Rainy days make me thoughtful. Might be due to the fact I am locked in at home when it's pouring outside that forces me to sit down, stare at the pellets of water bouncing of the ground that focuses me on the days that were, where I am and where I am heading.

It makes me realised how blessed I am. How thankful I am to God for here I am sitting down in my bedroom in Karori, Wellington when the very thought of stepping on foreign soil was just a dream, a miracle back in the year 2001. It makes me think of the times I spent in MMU till the day I received that call that changed my life. It makes me think the anguish I had in trying to persuade my parents that the scholarship wasn't a bad thing...that God has answered my prayers...that my call out to God every night in that dark corner of my room for two years in my Form 4 and 5 years have been answered.
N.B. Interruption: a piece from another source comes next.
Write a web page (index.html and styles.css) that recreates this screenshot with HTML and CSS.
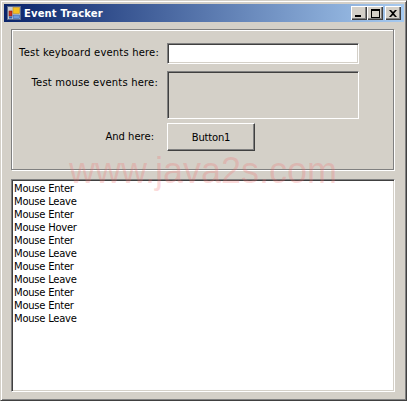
FILE: index.html
```html
<html>

<head>
    <link rel="stylesheet" href="styles.css">
</head>

<body>
    <div class="window">
        <div class="title-bar">
            <svg class="app-icon" viewBox="0 0 14 14" width="14" height="14">
                <rect x="0.5" y="0.5" width="13" height="13" fill="#c8ccd4" stroke="#5a6a8c"/>
                <rect x="6" y="1.5" width="6.500" height="6" fill="#f4c020" stroke="#c09020" stroke-width="0.6"/>
                <rect x="2" y="5" width="3" height="5" fill="#d03020" stroke="#802010" stroke-width="0.6"/>
                <rect x="2" y="10.500" width="3" height="2" fill="#3060b0"/>
                <rect x="6" y="9" width="6.500" height="3.500" fill="#6f9ad8" stroke="#3060b0" stroke-width="0.6"/>
            </svg>
            <span class="title-text">Event Tracker</span>
            <div class="caption-buttons">
                <button class="caption-btn" title="minimize"><span class="min-glyph"></span></button>
                <button class="caption-btn" title="maximize"><span class="max-glyph"></span></button>
                <button class="caption-btn close-btn" title="close">
                    <svg viewBox="0 0 8 7" width="8" height="7">
                        <path d="M0 0h2l2 2 2-2h2L5 3.500 8 7H6L4 5 2 7H0l3-3.500z" fill="#000"/>
                    </svg>
                </button>
            </div>
        </div>

        <div class="client">
            <div class="panel">
                <label class="form-label key-label">Test keyboard events here:</label>
                <input class="key-input" type="text">
                <label class="form-label mouse-label">Test mouse events here:</label>
                <div class="mouse-box"></div>
                <label class="form-label here-label">And here:</label>
                <button class="push-btn">Button1</button>
            </div>

            <div class="log-list">
                <div>Mouse Enter</div>
                <div>Mouse Leave</div>
                <div>Mouse Enter</div>
                <div>Mouse Hover</div>
                <div>Mouse Enter</div>
                <div>Mouse Leave</div>
                <div>Mouse Enter</div>
                <div>Mouse Leave</div>
                <div>Mouse Enter</div>
                <div>Mouse Enter</div>
                <div>Mouse Leave</div>
            </div>
        </div>
    </div>
    <div class="watermark">www.java2s.com</div>
</body>

</html>
```

FILE: styles.css
```css
html,
body {
    margin: 0;
    padding: 0;
}

body {
    width: 407px;
    height: 401px;
    overflow: hidden;
    font-family: "DejaVu Sans", sans-serif;
    font-size: 10px;
    color: #000;
}

.window {
    box-sizing: border-box;
    width: 407px;
    height: 401px;
    padding: 3px 2px 2px 3px;
    background: #d4d0c8;
    border: 1px solid;
    border-color: #d4d0c8 #404040 #404040 #d4d0c8;
    box-shadow: inset 1px 1px 0 #fff, inset -1px -1px 0 #808080;
    display: flex;
    flex-direction: column;
}

.title-bar {
    height: 18px;
    flex-shrink: 0;
    display: flex;
    align-items: center;
    background: linear-gradient(to right, #0a246a, #a6caf0);
    color: #fff;
}

.app-icon {
    margin-left: 3px;
    flex-shrink: 0;
}

.title-text {
    margin-left: 3px;
    font-weight: bold;
    font-size: 10px;
    letter-spacing: 0.15px;
}

.caption-buttons {
    margin-left: auto;
    margin-right: 3px;
    display: flex;
}

.caption-btn {
    box-sizing: border-box;
    width: 16px;
    height: 14px;
    padding: 0;
    border: none;
    background: #d4d0c8;
    box-shadow: inset 1px 1px 0 #fff, inset -1px -1px 0 #404040, inset -2px -2px 0 #808080;
    display: flex;
    align-items: center;
    justify-content: center;
}

.close-btn {
    margin-left: 2px;
}

.min-glyph {
    width: 6px;
    height: 2px;
    background: #000;
    margin-top: 6px;
    margin-right: 2px;
}

.max-glyph {
    box-sizing: border-box;
    width: 9px;
    height: 9px;
    border: 1px solid #000;
    border-top-width: 2px;
}

.client {
    flex-grow: 1;
    padding: 7px 9px 6px 7px;
    display: flex;
    flex-direction: column;
}

.panel {
    box-sizing: border-box;
    height: 141px;
    width: 383px;
    flex-shrink: 0;
    border: 1px solid #808080;
    box-shadow: inset 1px 1px 0 #fff, 1px 1px 0 #fff;
    display: grid;
    grid-template-columns: 140px 192px;
    grid-template-rows: 28px 52px 28px;
    column-gap: 8px;
    align-content: start;
    padding: 13px 0 0 7px;
}

.form-label {
    text-align: right;
    line-height: 20px;
    letter-spacing: 0.18px;
}

.mouse-label {
    padding-right: 1px;
    padding-top: 2px;
}

.here-label {
    padding-right: 5px;
    line-height: 28px;
    letter-spacing: 0;
}

.key-input,
.mouse-box {
    box-sizing: border-box;
    width: 192px;
    background: #fff;
    border: 1px solid;
    border-color: #808080 #fff #fff #808080;
    box-shadow: inset 1px 1px 0 #404040, inset -1px -1px 0 #d4d0c8;
    padding: 0;
    margin: 0;
    outline: none;
}

.key-input {
    height: 21px;
}

.mouse-box {
    height: 48px;
    background: #d4d0c8;
}

.push-btn {
    box-sizing: border-box;
    width: 88px;
    height: 28px;
    padding: 0;
    font-family: inherit;
    font-size: 10px;
    letter-spacing: -0.2px;
    color: #000;
    background: #d4d0c8;
    border: 1px solid;
    border-color: #fff #404040 #404040 #fff;
    box-shadow: inset -1px -1px 0 #808080;
}

.log-list {
    box-sizing: border-box;
    flex-grow: 1;
    margin-top: 9px;
    background: #fff;
    border: 1px solid;
    border-color: #808080 #fff #fff #808080;
    box-shadow: inset 1px 1px 0 #404040, inset -1px -1px 0 #d4d0c8;
    padding: 2px 2px;
    line-height: 13px;
    letter-spacing: -0.25px;
}

/* stamped across the picture */
.watermark {
    position: absolute;
    left: 69px;
    top: 150px;
    font-family: "Liberation Sans", sans-serif;
    font-size: 36px;
    line-height: 42px;
    white-space: nowrap;
    color: rgba(240, 110, 110, 0.25);
}
```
It makes me think how strong I clinged unto God, how strong my faith was, how....Dad used to ask me to pray for the family each time we gathered at the dining table and before we went on holidays coz Dad says I am a strong prayer. It makes me think...how far I have come since then.

Not very...

And where I am now? 3 broken relationships and 1 rejection, one undergrad degree, 2 ICF Committees, 2 scholarships and in the middle of my last hurdle...I think I have grown weaker since then. Life has gotten so complicated...all the more coz I complicate things. I want to control my life. I want it to go on as I want it to go...and yet, all this counter what God plans are for me. I always am blessed that God has always provided me alarms, warning signs when I stray...I am thankful for that coz those alarms are clanging in my ears now. But faith seems so hard to muster as I grow up. I can't seem to regain the zeal, the outlook, the faith I had back then. Why? I don't know. I'm tired. I am struggling with God but am trying not to coz I want God to take control of my life. I worry a lot but I don't want to coz worry simply means I am trying to control what I cannot in life. I ask God for so much and yet I forget what God has taught me so painfully in 2004 - Don't ask for something I cannot handle coz it may just be God grants it and I suffer...to be stronger. God...what should I do? Hmmm....
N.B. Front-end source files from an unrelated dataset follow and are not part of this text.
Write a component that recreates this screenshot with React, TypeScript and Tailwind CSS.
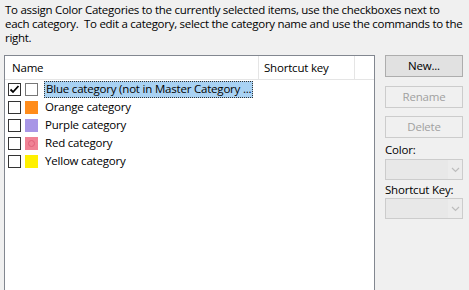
import React from 'react';

type Category = { name: string; color: string | null; checked: boolean; selected?: boolean; pattern?: boolean };

const categories: Category[] = [
  { name: 'Blue category (not in Master Category ...', color: null, checked: true, selected: true },
  { name: 'Orange category', color: '#ff8c1a', checked: false },
  { name: 'Purple category', color: '#a896e6', checked: false },
  { name: 'Red category', color: '#f08294', checked: false, pattern: true },
  { name: 'Yellow category', color: '#fff000', checked: false },
];

const Checkbox: React.FC<{ checked: boolean }> = ({ checked }) => (
  <div className="w-[13px] h-[13px] border border-[#333] bg-white flex items-center justify-center shrink-0">
    {checked && (
      <svg width="11" height="11" viewBox="0 0 11 11">
        <path d="M1.5 5.5 L4 8 L9.5 2" fill="none" stroke="#000" strokeWidth="1.8" />
      </svg>
    )}
  </div>
);

const Swatch: React.FC<{ color: string | null; pattern?: boolean }> = ({ color, pattern }) =>
  color ? (
    <div
      className="w-[13px] h-[13px] shrink-0 flex items-center justify-center"
      style={{ backgroundColor: color }}
    >
      {pattern && <div className="w-[7px] h-[7px] rounded-full border border-[#e0607a]" />}
    </div>
  ) : (
    <div className="w-[13px] h-[13px] shrink-0 border border-[#777] bg-white" />
  );

const DisabledSelect: React.FC = () => (
  <div className="h-[21px] border border-[#cccccc] bg-[#e8e8e8] flex justify-end">
    <div className="w-[14px] flex items-center justify-center bg-[#ececec]">
      <svg width="9" height="6" viewBox="0 0 9 6">
        <path d="M1 1 L4.5 4.5 L8 1" fill="none" stroke="#bdbdbd" strokeWidth="1.2" />
      </svg>
    </div>
  </div>
);

const App: React.FC = () => {
  return (
    <div
      className="w-[469px] h-[290px] overflow-hidden bg-[#f0f0f0] text-[11.5px] text-black tracking-[-0.2px]"
      style={{ fontFamily: '"Segoe UI", "Open Sans", "Noto Sans", sans-serif' }}
    >
      {/* Instructions */}
      <p className="px-[5px] pt-[3px] leading-[14px] whitespace-nowrap tracking-[-0.28px]">
        To assign Color Categories to the currently selected items, use the checkboxes next to
        <br />
        each category.&nbsp; To edit a category, select the category name and use the commands to the
        <br />
        right.
      </p>

      <div className="flex gap-[10px] pl-[4px] pr-[6px] mt-[10px]">
        {/* Category list */}
        <div className="w-[371px] h-[260px] border border-[#828790] bg-white shrink-0">
          <div className="flex h-[24px] items-center border-b border-[#e5e5e5]">
            <div className="w-[254px] h-full flex items-center pl-[7px] border-r border-[#e5e5e5]">Name</div>
            <div className="w-[96px] h-full flex items-center pl-[5px] border-r border-[#e5e5e5]">Shortcut key</div>
          </div>
          {categories.map((c) => (
            <div key={c.name} className="flex items-center h-[18px] pl-[3px]">
              <Checkbox checked={c.checked} />
              <div className="ml-[4px]">
                <Swatch color={c.color} pattern={c.pattern} />
              </div>
              <div
                className={
                  c.selected
                    ? 'ml-[6px] w-[209px] h-[17px] flex items-center pl-[1px] bg-[#a9d2f3] border border-dotted border-[#333] whitespace-nowrap overflow-hidden'
                    : 'ml-[7px] whitespace-nowrap'
                }
              >
                {c.name}
              </div>
            </div>
          ))}
        </div>

        {/* Commands */}
        <div className="w-[78px] flex flex-col">
          <button className="h-[22px] border border-[#adadad] bg-[#e1e1e1] text-black">New...</button>
          <button className="h-[22px] mt-[9px] border border-[#cccccc] bg-[#f0f0f0] text-[#a0a0a0]">Rename</button>
          <button className="h-[22px] mt-[8px] border border-[#cccccc] bg-[#f0f0f0] text-[#a0a0a0]">Delete</button>
          <div className="mt-[3px] leading-[18px]">Color:</div>
          <DisabledSelect />
          <div className="mt-[1px] leading-[17px]">Shortcut Key:</div>
          <DisabledSelect />
        </div>
      </div>
    </div>
  );
};

export default App;
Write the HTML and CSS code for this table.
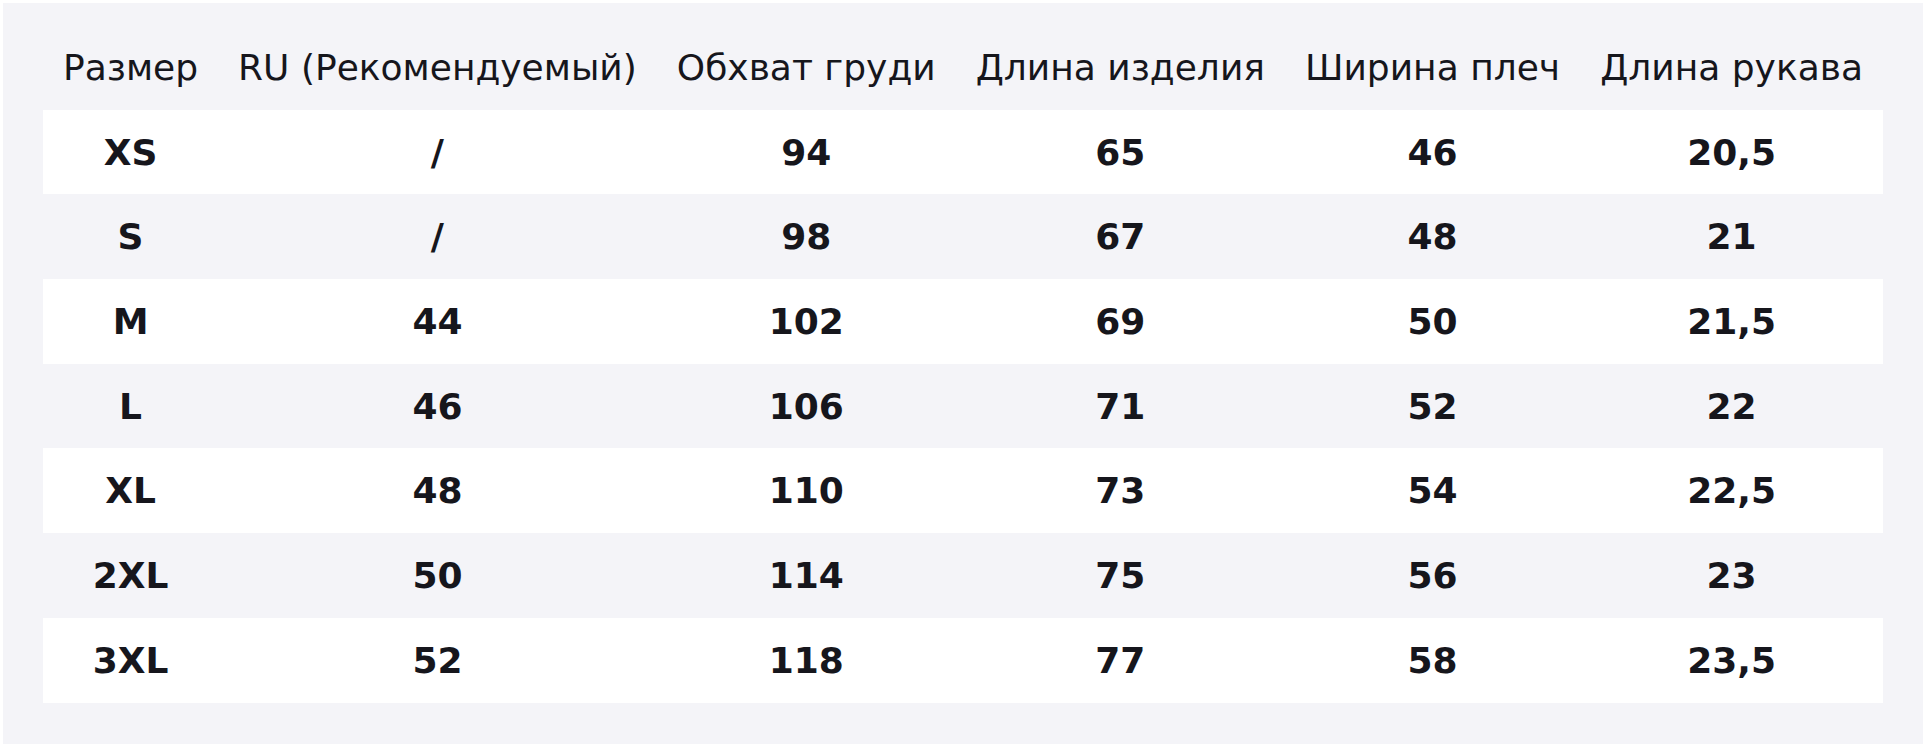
FILE: index.html
```html
<!DOCTYPE html>
<html lang="ru">
<head>
<meta charset="utf-8">
<title>Таблица размеров</title>
<link rel="stylesheet" href="styles.css">
</head>
<body>
<div class="panel">
  <table class="sizes">
    <thead>
      <tr>
        <th>Размер</th>
        <th>RU (Рекомендуемый)</th>
        <th>Обхват груди</th>
        <th>Длина изделия</th>
        <th>Ширина плеч</th>
        <th>Длина рукава</th>
      </tr>
    </thead>
    <tbody>
      <tr class="odd"><td>XS</td><td>/</td><td>94</td><td>65</td><td>46</td><td>20,5</td></tr>
      <tr><td>S</td><td>/</td><td>98</td><td>67</td><td>48</td><td>21</td></tr>
      <tr class="odd"><td>M</td><td>44</td><td>102</td><td>69</td><td>50</td><td>21,5</td></tr>
      <tr><td>L</td><td>46</td><td>106</td><td>71</td><td>52</td><td>22</td></tr>
      <tr class="odd"><td>XL</td><td>48</td><td>110</td><td>73</td><td>54</td><td>22,5</td></tr>
      <tr><td>2XL</td><td>50</td><td>114</td><td>75</td><td>56</td><td>23</td></tr>
      <tr class="odd"><td>3XL</td><td>52</td><td>118</td><td>77</td><td>58</td><td>23,5</td></tr>
    </tbody>
  </table>
</div>
</body>
</html>
```

FILE: styles.css
```css
html, body {
  margin: 0;
  padding: 0;
  background: #ffffff;
}
body {
  padding: 3px;
  font-family: "DejaVu Sans", "Liberation Sans", sans-serif;
  color: #16161c;
}
.panel {
  background: #f4f4f8;
  padding: 22px 40px 41px;
}
.sizes {
  width: 100%;
  border-collapse: collapse;
  border-spacing: 0;
}
.sizes th,
.sizes td {
  height: 84.7px;
  padding: 0 20px;
  text-align: center;
  vertical-align: middle;
  white-space: nowrap;
  box-sizing: border-box;
}
.sizes th {
  font-size: 36px;
  font-weight: normal;
}
.sizes td {
  font-size: 36px;
  font-weight: bold;
}
.sizes tr.odd td {
  background: #ffffff;
}
```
So where do I head? I can tell you Deloitte awaits me in Feb next year. I can tell you I want to qualify my CA in 3 years or less. But NO. But is that where God wants me to head? If I keep all this to my heart so strongly, if I aim for my career so blindly...will I be able to give it up when God calls me to? Can I? I don't want to hold something so dear to me that I am unwilling to give it up for God. Struggling with it? Yeah...but each day, I do hope I draw closer to You.